All too often there are times when we feel obligated to say all the right things and go through all the motions but we never actually let things heal. Saying you forgive someone or that you’re forgiven sounds lovely but it doesn’t mean anything if there’s no, y’know, forgiveness involved. It’s one thing when the wounds are still raw. It’s another when there have been good faith efforts to repair the damage and move on and you or your partner just can’t or won’t move past it.
Many times, toxic partners will withhold their forgiveness as a means of revenge or control. Other times, they simply will perpetually hold the relationship hostage as a method of ensuring “good” behavior. If you’re always looking for evidence of future transgressions or your past sins are continually brought up as a weapon against you, then it’s clear that the damage was far too great, no matter what anyone says.

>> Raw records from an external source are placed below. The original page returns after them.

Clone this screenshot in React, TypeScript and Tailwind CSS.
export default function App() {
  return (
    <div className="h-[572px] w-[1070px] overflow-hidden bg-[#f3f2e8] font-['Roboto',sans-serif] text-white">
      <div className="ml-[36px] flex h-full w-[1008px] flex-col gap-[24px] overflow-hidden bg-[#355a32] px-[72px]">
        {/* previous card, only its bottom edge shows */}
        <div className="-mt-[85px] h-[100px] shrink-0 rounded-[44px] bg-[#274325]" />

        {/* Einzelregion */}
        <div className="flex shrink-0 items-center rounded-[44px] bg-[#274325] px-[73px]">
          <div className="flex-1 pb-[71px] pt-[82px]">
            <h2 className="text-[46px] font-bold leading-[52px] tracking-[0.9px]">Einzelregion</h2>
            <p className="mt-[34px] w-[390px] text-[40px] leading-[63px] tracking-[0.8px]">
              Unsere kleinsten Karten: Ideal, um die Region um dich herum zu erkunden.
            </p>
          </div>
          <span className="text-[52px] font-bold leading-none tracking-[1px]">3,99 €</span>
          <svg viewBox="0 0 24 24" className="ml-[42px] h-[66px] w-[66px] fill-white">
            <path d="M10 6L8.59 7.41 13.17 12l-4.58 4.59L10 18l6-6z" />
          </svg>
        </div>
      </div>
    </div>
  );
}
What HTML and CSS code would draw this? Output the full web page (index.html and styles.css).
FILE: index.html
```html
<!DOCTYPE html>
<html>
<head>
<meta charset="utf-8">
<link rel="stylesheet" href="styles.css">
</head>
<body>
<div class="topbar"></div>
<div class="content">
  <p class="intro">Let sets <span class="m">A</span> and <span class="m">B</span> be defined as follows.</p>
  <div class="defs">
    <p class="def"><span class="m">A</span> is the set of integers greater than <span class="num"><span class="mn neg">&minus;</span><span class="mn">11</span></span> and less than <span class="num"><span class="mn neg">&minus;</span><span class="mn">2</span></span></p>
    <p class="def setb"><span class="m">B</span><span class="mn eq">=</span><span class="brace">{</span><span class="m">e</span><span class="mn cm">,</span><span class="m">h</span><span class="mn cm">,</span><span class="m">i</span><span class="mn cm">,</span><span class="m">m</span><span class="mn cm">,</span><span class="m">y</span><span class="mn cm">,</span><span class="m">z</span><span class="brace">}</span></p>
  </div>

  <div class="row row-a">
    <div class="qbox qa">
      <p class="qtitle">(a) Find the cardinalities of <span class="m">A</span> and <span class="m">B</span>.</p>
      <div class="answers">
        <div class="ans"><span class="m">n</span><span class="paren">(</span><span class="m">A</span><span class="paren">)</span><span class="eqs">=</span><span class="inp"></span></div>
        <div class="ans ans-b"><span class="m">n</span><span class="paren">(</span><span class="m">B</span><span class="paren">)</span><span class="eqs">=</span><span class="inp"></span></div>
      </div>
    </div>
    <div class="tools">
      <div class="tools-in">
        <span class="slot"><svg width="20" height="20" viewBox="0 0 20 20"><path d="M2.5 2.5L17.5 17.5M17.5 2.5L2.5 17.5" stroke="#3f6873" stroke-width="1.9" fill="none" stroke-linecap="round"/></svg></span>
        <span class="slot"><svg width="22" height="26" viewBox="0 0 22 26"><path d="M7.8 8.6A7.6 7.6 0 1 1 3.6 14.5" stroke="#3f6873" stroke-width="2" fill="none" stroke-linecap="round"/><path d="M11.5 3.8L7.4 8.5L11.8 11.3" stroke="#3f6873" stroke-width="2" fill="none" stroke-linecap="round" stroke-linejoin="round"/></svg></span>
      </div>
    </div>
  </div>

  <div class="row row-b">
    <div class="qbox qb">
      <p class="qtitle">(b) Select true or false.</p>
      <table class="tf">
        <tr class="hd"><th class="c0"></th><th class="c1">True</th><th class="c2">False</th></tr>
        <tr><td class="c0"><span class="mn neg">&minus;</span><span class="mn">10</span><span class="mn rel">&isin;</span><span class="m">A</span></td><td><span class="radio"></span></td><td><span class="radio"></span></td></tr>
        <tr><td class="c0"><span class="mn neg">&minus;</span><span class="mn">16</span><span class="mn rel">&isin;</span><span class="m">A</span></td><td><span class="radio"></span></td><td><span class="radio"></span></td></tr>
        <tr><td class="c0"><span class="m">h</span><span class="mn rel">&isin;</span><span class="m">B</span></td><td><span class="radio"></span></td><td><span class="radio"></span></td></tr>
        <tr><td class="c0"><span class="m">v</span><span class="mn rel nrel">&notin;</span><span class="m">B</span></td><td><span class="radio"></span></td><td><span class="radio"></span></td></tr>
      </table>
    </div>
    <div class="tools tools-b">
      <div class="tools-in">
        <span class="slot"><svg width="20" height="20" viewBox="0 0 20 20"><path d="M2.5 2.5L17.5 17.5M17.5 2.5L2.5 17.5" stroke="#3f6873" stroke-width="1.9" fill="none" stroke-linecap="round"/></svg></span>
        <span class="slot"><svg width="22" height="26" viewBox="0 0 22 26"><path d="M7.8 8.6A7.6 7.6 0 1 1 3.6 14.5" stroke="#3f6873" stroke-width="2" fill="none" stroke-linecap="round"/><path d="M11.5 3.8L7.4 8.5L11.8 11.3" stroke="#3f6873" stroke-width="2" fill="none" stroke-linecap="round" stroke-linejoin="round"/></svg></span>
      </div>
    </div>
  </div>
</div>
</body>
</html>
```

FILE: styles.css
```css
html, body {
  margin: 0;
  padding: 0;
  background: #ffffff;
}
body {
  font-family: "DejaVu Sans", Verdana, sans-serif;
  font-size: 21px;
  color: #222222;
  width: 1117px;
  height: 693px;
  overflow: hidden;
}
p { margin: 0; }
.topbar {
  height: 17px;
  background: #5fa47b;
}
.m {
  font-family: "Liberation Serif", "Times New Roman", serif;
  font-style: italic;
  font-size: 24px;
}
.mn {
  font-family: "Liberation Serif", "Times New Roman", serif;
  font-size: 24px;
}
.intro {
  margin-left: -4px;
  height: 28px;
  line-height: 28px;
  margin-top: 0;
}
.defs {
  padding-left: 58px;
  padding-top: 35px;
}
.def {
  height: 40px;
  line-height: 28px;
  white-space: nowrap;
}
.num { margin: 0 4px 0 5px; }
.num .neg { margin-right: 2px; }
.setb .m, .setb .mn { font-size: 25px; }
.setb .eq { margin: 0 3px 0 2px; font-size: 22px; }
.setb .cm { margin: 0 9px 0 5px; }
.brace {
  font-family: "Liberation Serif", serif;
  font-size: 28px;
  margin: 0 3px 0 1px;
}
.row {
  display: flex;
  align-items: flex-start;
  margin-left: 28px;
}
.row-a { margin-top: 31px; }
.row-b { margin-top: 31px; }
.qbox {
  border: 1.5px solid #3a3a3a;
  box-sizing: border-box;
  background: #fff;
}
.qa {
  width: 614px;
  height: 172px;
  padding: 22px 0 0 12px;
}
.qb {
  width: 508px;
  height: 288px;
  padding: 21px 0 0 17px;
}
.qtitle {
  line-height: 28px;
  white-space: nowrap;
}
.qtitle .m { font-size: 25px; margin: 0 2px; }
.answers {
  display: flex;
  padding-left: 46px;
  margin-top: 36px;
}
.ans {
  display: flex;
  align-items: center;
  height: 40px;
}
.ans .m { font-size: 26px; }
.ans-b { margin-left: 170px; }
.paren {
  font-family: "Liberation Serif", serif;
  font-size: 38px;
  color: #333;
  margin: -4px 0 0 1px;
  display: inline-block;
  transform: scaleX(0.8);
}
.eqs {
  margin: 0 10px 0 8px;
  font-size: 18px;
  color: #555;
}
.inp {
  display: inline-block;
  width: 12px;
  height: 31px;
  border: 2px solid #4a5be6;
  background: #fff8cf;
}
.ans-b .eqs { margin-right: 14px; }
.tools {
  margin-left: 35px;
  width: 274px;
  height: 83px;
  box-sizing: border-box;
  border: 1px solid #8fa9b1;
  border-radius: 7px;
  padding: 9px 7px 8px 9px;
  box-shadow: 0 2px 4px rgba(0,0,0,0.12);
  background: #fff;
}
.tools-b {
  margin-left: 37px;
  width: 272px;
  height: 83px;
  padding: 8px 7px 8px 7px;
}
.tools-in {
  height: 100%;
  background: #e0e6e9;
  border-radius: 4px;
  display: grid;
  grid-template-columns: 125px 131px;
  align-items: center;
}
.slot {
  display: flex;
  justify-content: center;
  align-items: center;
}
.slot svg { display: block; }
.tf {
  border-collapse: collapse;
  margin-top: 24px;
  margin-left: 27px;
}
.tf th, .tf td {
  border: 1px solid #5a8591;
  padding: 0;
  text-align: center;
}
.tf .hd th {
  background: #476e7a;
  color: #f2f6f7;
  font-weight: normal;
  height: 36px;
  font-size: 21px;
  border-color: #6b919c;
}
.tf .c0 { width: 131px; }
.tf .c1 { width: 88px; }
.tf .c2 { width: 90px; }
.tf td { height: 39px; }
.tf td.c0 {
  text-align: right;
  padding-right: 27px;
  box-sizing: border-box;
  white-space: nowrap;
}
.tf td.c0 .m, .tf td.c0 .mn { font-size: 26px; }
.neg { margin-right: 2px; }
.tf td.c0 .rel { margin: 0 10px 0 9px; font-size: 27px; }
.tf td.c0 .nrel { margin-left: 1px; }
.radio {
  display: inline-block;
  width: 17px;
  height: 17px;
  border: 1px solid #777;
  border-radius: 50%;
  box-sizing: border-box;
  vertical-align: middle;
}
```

4. Nothing ever gets resolved
Of course, not all conflicts in relationships look like fights. Sometimes those conflicts are the absence of progress, where no matter what you do, nothing ever changes. You can talk until you’re blue in the face. You have discussion after discussion after discussion. You can fight and yell and scream. Hell, you can prove your points with charts and graphs.
The worst times, of course, are when your partner even agrees with you that things need to change. They go through all the motions and say all the right words, and for a moment, you feel like maybe you’ve reached a breakthrough.

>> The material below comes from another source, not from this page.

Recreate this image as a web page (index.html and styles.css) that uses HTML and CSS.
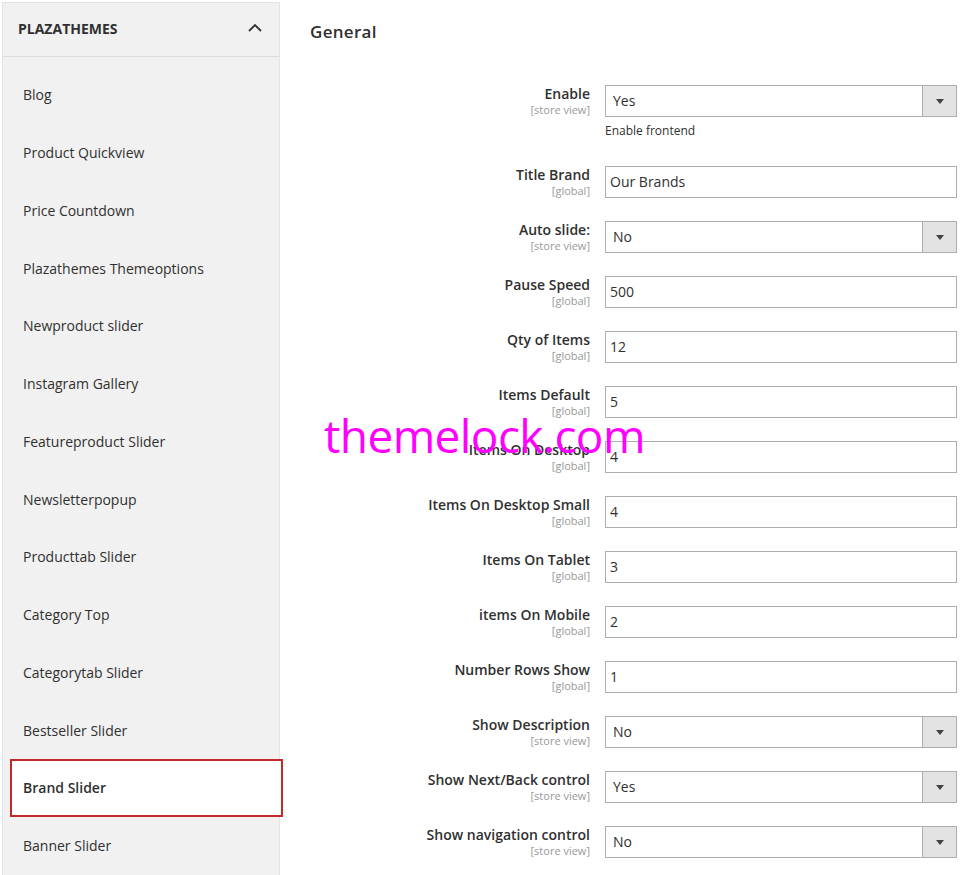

But then reality sets back in when those promised changes never happen. Ever. Now you’re stuck at the awkward intersection of having yet another discussion about the matter, possibly even a full-blown fight with all the awkwardness and emotional distress that entails… or you just give up because what’s the point?
Maybe they’re trying to keep control in the most passive-aggressive way possible. Maybe they just don’t care enough to change anything. Doesn’t matter. Whether you can’t or won’t address the underlying problems, the best thing for both of you is to make a clean break of it.
5. You want it to be over
Many people linger in broken or flatlining relationships because they’re looking for something they can point to as a reason to leave. Ironically enough, this is the surest sign that the relationship is over; it’s over because you’re decided it is.

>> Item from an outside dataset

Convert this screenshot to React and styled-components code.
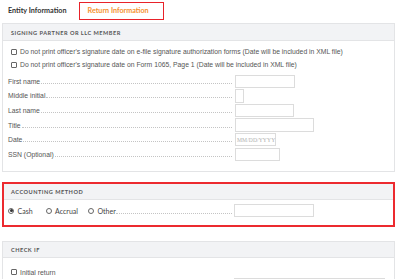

Something that a lot of people forget is you don’t need proof that a relationship is over or that you need a sign that it’s time to go. They know what they want – to break up with their partner – but they’re looking for something that will give them permission, something they can point to and say “There! That’s why I’m allowed to end this.”
But at the end of the day, the only reason you need to end a relationship is that you want out. There is no breakup court that’s going to veto your choice to leave and demand you come back with proof. Relationships aren’t the launch codes on nuclear submarines; you don’t need both parties to turn the keys to finally pull the trigger on the breakup.
You don’t need to be in a relationship one second longer than you want to be. Once you’ve decided that you want out, you’re allowed to leave. Don’t sacrifice your happiness or your time in a search for an “acceptable” sign or reason for ending things. Once you realize the relationship is over, then do what needs to be done: end it, quickly and cleanly.